JUSTICE GREEN delivered the opinion of the Court, in which JUSTICE HECHT, JUSTICE O’NEILL, JUSTICE WAINWRIGHT, JUSTICE MEDINA, JUSTICE JOHNSON, JUSTICE WILLETT, and JUSTICE GUZMAN joined as to Parts I–V, and in which CHIEF JUSTICE JEFFERSON joined as to Part IV.

The recreational use statute, when applicable, “raises the burden of proof [in a premises liability case] by classifying the recreational user of [government]-owned property as a trespasser and requiring proof of gross negligence, malicious intent, or bad faith” on the part of the governmental unit. State v. Shumake, 199 S.W.3d 279, 281 (Tex. 2006). But if the law imposes no duty upon the landowner with respect to the allegedly dangerous condition, then this burden of proof does not come into play.
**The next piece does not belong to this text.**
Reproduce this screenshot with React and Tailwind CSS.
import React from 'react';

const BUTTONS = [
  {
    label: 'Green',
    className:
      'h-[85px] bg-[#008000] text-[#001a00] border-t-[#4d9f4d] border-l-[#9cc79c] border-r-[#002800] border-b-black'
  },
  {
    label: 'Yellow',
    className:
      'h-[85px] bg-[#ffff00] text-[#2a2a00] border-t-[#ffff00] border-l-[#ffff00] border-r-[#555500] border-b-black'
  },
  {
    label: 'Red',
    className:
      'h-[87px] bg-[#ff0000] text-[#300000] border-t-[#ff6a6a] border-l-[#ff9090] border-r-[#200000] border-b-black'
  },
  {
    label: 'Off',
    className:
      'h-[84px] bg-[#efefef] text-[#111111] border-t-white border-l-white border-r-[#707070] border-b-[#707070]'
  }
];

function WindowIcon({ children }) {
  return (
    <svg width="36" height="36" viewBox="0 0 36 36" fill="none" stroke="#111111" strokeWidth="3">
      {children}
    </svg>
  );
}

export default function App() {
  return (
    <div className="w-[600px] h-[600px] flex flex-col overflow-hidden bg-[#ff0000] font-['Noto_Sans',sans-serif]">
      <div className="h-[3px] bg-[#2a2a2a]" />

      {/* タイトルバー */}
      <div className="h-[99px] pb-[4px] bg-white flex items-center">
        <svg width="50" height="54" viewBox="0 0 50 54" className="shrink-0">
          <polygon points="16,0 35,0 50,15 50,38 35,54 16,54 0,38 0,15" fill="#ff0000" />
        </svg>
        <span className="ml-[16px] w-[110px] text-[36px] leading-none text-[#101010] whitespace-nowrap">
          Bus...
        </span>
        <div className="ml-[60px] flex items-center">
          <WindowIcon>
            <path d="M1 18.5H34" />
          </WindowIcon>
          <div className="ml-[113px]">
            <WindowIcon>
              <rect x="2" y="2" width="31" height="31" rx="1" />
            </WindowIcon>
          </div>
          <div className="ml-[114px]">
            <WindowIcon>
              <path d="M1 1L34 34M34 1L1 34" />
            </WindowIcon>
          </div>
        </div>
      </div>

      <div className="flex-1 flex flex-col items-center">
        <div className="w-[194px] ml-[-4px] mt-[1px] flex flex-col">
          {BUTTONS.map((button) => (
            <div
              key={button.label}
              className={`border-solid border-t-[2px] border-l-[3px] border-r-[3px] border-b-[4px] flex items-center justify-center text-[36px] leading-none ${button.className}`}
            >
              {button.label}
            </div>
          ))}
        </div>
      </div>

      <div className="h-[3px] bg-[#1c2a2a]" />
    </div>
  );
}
In this case, we consider whether a landowner owes a duty, under the recreational use statute, to recreational users to warn or protect recreational users against the danger of a naturally occurring condition or otherwise refrain from gross negligence with respect to the condition. We hold, consistent with the purpose of the statute, that a landowner generally owes no such duty, and therefore reverse the court of appeals’ judgment and dismiss the case with prejudice.